## BEGIN Listed entries
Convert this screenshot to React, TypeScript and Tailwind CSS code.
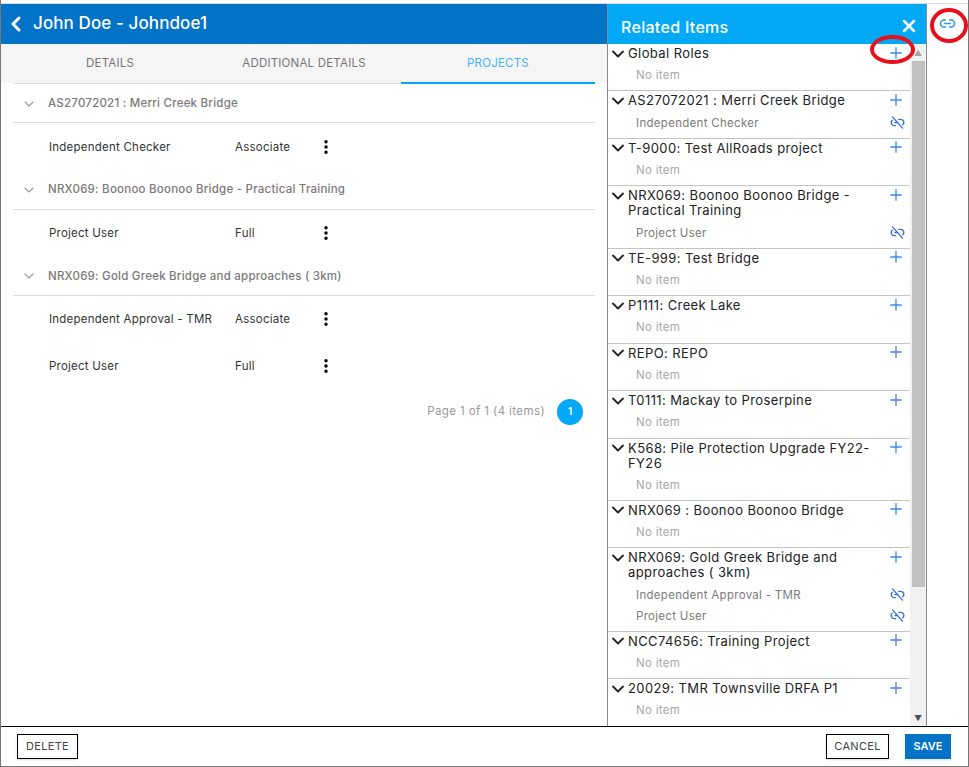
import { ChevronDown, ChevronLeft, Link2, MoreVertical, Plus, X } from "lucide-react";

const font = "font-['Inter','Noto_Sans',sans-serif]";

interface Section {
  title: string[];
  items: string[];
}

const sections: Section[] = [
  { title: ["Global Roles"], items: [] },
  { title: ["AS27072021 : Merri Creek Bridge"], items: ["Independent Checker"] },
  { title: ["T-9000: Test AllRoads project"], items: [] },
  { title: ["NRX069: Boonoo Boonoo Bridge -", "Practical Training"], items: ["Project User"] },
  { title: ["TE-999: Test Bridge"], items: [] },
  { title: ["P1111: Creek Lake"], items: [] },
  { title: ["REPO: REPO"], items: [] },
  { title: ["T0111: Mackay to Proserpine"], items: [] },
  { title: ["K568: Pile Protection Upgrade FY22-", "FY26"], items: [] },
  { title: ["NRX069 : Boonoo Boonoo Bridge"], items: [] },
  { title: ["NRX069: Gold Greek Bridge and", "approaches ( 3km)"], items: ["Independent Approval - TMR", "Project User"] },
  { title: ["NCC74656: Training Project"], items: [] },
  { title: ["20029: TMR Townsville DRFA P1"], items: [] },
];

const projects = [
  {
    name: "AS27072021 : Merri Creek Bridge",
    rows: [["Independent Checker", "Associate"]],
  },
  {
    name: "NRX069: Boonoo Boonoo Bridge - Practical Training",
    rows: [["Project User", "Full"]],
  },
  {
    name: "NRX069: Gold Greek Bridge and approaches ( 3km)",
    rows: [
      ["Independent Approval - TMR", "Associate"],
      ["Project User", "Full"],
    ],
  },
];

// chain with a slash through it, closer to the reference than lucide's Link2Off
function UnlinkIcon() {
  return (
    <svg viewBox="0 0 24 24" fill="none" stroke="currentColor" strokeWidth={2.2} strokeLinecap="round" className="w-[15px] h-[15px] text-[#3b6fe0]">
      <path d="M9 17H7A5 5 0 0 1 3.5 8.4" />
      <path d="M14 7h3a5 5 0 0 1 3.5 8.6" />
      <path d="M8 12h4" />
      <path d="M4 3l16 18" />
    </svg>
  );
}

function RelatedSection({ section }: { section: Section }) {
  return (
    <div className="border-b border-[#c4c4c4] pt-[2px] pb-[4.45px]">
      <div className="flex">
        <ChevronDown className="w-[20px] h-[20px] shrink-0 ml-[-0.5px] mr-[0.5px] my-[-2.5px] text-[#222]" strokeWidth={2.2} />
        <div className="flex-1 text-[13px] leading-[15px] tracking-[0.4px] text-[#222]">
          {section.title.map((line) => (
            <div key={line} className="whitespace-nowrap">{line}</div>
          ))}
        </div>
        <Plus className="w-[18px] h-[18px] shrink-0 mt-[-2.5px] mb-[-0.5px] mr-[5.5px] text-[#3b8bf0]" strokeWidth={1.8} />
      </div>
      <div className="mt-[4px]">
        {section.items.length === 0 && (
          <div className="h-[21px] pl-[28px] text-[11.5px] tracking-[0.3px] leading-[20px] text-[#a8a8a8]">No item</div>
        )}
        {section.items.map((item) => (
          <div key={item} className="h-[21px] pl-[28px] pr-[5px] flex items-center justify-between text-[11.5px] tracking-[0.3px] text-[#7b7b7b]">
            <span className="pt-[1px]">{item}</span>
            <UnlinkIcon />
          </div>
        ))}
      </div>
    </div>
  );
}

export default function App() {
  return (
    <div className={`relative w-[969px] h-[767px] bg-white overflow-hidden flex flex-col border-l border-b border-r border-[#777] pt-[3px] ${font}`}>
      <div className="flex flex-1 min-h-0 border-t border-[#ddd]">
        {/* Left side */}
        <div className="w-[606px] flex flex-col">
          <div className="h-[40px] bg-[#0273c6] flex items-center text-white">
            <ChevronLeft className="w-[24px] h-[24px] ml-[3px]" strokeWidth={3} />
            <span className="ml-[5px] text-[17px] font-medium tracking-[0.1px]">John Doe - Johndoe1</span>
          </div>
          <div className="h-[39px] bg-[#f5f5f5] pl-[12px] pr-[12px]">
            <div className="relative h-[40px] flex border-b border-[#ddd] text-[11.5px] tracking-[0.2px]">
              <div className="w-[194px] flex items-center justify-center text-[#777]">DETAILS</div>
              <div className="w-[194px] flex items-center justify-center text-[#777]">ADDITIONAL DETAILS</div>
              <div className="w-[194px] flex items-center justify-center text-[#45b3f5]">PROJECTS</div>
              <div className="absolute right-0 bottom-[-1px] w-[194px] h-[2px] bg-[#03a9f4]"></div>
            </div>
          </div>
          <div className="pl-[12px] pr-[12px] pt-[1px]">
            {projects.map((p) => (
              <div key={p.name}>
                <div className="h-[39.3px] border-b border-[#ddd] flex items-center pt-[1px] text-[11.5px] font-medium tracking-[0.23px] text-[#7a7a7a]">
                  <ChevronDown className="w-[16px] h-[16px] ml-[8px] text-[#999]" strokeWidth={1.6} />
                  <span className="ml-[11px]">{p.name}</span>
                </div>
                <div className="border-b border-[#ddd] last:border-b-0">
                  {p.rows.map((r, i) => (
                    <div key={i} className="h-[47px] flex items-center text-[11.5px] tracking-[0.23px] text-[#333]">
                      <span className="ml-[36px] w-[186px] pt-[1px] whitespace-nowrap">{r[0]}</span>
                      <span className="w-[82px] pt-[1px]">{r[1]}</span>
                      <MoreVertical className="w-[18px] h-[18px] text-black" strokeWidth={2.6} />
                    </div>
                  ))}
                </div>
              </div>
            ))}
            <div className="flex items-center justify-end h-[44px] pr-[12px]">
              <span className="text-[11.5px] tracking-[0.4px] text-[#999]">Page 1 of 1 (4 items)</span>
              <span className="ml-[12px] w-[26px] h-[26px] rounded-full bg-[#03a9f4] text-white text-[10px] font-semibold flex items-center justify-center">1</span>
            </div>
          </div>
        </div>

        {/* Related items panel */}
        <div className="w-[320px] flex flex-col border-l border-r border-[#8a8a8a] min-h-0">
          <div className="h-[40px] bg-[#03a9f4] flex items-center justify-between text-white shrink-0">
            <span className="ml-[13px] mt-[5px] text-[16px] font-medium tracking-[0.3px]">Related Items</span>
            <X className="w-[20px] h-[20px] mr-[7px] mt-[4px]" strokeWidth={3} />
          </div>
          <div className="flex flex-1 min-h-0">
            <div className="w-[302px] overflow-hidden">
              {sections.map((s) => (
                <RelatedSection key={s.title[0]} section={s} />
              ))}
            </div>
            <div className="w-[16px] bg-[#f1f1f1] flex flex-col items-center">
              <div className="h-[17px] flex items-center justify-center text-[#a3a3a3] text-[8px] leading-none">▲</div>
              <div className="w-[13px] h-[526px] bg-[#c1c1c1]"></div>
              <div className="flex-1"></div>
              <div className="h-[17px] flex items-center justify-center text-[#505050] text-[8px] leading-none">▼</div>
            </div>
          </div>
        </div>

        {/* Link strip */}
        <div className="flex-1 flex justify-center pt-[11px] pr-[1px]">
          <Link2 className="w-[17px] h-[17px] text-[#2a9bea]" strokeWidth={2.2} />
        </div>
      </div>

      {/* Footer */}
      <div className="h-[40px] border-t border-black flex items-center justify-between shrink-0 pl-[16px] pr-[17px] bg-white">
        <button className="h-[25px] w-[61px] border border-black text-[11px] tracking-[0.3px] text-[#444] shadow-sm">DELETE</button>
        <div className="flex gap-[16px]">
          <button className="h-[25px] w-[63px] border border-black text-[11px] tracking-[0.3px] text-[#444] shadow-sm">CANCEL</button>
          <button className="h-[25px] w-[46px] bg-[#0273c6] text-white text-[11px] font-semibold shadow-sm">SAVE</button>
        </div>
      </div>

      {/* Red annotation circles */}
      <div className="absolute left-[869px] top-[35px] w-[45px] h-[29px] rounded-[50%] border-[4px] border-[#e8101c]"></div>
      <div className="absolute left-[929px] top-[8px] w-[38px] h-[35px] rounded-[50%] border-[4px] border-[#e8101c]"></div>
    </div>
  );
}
## END Listed entries
## BEGIN Listed entries
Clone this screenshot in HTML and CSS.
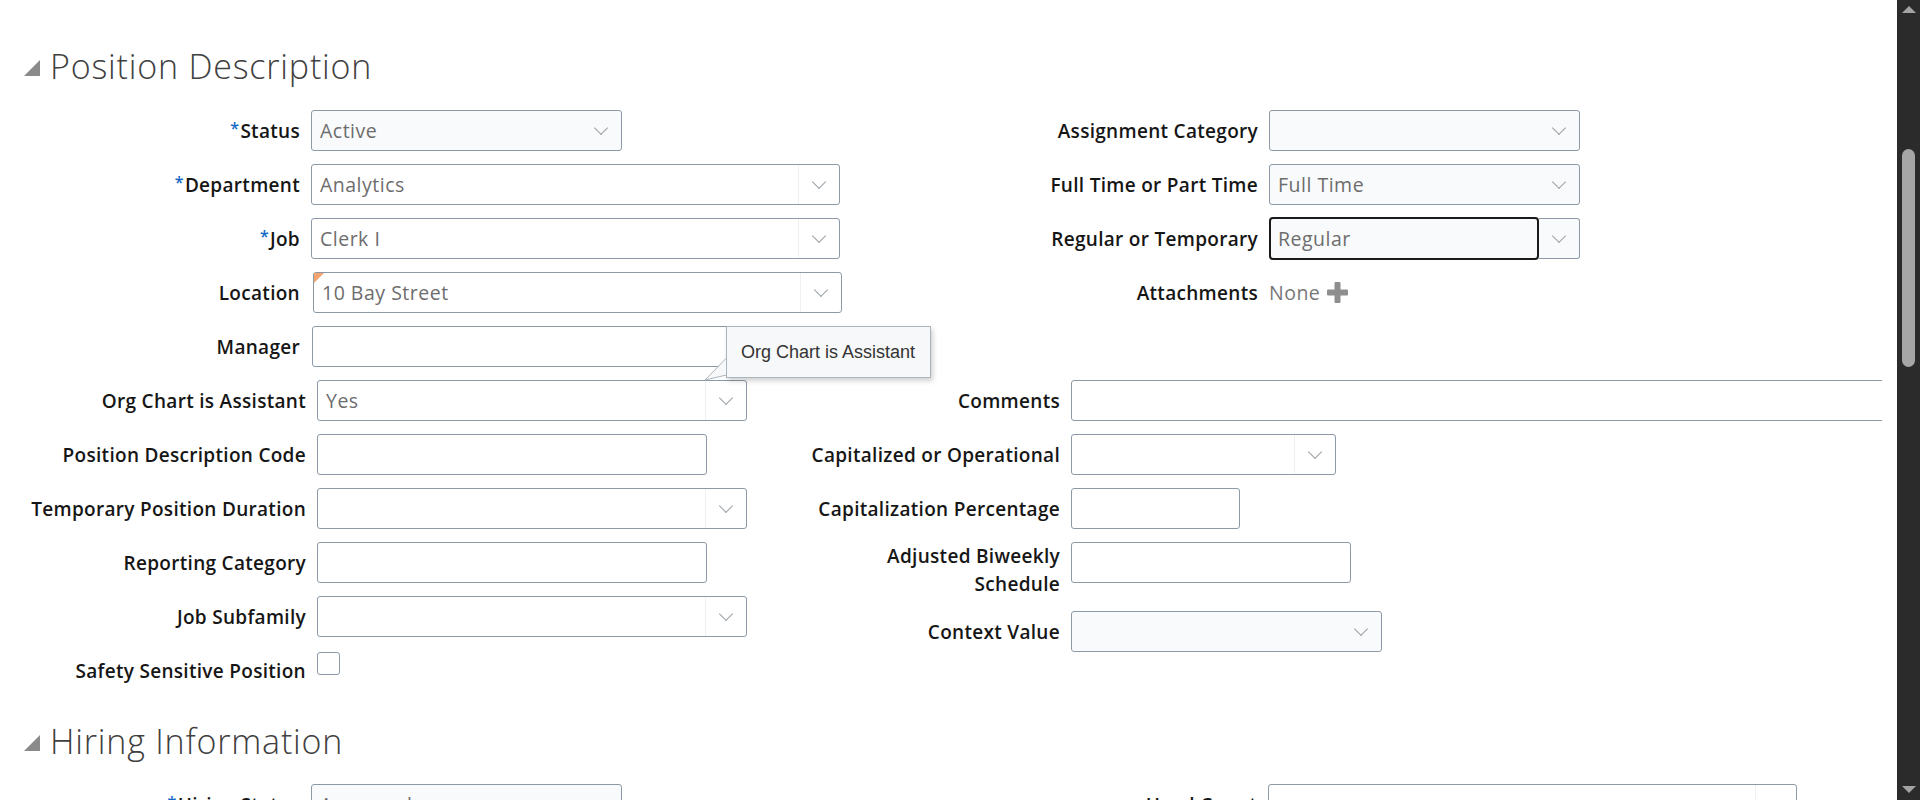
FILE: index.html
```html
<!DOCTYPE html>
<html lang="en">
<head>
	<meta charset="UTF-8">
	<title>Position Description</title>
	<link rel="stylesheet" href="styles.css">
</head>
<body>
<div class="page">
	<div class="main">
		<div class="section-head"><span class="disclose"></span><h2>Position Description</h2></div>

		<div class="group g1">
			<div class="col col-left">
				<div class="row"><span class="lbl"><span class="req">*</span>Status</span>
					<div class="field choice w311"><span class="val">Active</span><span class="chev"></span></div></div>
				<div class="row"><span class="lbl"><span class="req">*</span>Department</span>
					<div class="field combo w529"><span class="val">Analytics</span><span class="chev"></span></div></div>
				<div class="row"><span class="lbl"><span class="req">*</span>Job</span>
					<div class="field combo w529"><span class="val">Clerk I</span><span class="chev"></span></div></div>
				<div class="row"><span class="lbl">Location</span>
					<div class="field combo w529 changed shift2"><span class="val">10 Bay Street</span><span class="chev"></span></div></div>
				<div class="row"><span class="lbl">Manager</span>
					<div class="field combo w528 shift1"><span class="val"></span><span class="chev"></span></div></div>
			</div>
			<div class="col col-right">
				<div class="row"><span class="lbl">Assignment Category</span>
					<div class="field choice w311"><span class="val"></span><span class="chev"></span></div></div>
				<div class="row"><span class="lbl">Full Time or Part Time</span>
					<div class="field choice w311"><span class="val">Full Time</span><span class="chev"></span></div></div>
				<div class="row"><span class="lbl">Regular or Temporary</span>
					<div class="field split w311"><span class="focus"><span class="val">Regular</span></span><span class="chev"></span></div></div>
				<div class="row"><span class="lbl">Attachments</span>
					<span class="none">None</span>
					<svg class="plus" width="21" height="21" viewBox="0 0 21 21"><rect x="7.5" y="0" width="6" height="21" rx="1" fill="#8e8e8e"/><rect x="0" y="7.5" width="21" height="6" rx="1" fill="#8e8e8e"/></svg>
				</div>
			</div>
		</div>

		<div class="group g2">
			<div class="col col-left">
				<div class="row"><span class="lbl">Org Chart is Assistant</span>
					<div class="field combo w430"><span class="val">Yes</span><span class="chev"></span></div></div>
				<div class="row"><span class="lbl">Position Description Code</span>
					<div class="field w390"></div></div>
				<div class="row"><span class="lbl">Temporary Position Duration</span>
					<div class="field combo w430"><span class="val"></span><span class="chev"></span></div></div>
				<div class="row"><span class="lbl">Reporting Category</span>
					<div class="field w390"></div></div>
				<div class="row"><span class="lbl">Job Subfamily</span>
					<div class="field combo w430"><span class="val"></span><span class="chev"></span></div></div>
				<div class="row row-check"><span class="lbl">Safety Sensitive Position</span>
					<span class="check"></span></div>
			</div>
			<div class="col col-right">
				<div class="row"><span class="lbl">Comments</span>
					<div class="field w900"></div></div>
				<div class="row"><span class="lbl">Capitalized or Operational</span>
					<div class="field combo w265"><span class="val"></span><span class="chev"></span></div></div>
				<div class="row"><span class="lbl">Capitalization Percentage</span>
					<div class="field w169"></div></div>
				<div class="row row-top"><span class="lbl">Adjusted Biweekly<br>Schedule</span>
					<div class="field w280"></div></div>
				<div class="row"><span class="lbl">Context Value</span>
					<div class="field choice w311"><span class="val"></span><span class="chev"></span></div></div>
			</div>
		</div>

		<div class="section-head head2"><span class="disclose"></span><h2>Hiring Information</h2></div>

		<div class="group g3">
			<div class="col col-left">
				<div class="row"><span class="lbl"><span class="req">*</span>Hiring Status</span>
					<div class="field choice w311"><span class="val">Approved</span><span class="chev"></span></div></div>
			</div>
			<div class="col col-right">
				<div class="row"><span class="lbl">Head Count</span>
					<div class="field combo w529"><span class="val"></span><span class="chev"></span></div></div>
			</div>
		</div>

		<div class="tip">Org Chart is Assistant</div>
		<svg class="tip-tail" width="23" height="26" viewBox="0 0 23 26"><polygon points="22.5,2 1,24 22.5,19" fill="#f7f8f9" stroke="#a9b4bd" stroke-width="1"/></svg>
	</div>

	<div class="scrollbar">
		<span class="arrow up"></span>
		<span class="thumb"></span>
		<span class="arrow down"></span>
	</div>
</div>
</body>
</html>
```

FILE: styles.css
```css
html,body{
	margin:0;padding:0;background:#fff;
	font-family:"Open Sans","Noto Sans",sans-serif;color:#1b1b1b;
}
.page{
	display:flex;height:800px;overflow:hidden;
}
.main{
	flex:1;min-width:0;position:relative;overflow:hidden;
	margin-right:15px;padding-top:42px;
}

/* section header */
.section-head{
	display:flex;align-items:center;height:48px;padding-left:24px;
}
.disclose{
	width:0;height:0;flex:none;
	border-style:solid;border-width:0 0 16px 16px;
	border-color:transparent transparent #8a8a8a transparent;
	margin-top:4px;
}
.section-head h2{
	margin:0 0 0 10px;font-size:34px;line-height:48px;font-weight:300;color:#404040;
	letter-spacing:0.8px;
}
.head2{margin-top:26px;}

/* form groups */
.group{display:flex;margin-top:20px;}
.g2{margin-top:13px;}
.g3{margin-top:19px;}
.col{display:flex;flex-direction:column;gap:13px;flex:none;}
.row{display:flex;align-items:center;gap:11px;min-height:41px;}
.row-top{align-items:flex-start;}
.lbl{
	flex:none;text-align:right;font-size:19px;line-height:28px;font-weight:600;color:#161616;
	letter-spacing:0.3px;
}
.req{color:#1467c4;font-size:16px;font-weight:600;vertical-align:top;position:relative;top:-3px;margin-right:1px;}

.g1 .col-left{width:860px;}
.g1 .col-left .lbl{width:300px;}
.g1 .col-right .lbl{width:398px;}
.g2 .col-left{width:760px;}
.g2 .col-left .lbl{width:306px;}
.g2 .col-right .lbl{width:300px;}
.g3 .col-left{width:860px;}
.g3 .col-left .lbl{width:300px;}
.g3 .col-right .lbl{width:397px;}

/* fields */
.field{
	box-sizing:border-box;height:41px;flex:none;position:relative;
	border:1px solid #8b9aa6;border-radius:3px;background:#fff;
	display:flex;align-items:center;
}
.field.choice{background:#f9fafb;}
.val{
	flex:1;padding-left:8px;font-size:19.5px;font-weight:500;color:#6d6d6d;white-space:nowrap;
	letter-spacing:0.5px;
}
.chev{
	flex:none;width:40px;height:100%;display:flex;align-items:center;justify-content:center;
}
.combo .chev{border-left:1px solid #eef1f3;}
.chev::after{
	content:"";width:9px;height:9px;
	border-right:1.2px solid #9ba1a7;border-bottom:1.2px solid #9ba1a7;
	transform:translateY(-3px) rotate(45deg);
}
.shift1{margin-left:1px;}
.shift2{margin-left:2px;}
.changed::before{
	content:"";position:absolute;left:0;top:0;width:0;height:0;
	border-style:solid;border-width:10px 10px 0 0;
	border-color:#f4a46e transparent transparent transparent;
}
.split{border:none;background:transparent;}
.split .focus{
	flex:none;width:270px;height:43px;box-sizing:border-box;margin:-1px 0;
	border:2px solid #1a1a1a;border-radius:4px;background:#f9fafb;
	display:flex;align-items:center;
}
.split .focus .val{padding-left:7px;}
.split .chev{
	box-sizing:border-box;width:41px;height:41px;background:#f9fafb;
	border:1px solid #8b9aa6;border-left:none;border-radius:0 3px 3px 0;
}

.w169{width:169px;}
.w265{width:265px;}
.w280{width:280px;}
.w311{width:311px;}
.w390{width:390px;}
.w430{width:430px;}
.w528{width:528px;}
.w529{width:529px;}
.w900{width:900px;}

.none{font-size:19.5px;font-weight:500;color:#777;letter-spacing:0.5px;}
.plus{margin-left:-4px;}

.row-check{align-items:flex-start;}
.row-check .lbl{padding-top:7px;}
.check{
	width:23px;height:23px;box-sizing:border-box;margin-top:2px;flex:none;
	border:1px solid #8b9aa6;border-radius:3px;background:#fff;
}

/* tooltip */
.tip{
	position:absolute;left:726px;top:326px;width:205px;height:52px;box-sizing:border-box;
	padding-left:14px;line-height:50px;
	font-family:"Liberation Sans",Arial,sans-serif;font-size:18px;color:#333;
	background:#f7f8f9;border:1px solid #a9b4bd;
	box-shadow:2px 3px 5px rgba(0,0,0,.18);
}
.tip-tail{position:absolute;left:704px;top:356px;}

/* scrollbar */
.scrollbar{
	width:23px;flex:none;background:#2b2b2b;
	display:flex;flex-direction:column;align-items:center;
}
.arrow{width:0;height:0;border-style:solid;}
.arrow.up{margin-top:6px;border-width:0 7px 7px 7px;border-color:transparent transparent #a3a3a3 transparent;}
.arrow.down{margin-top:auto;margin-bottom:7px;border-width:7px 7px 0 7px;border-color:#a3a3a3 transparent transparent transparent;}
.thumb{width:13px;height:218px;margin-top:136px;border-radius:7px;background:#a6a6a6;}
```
## END Listed entries
## Task to complete:
Return all lines containing the word "screenshot".

## Response for this exercise:
Convert this screenshot to React, TypeScript and Tailwind CSS code.
Clone this screenshot in HTML and CSS.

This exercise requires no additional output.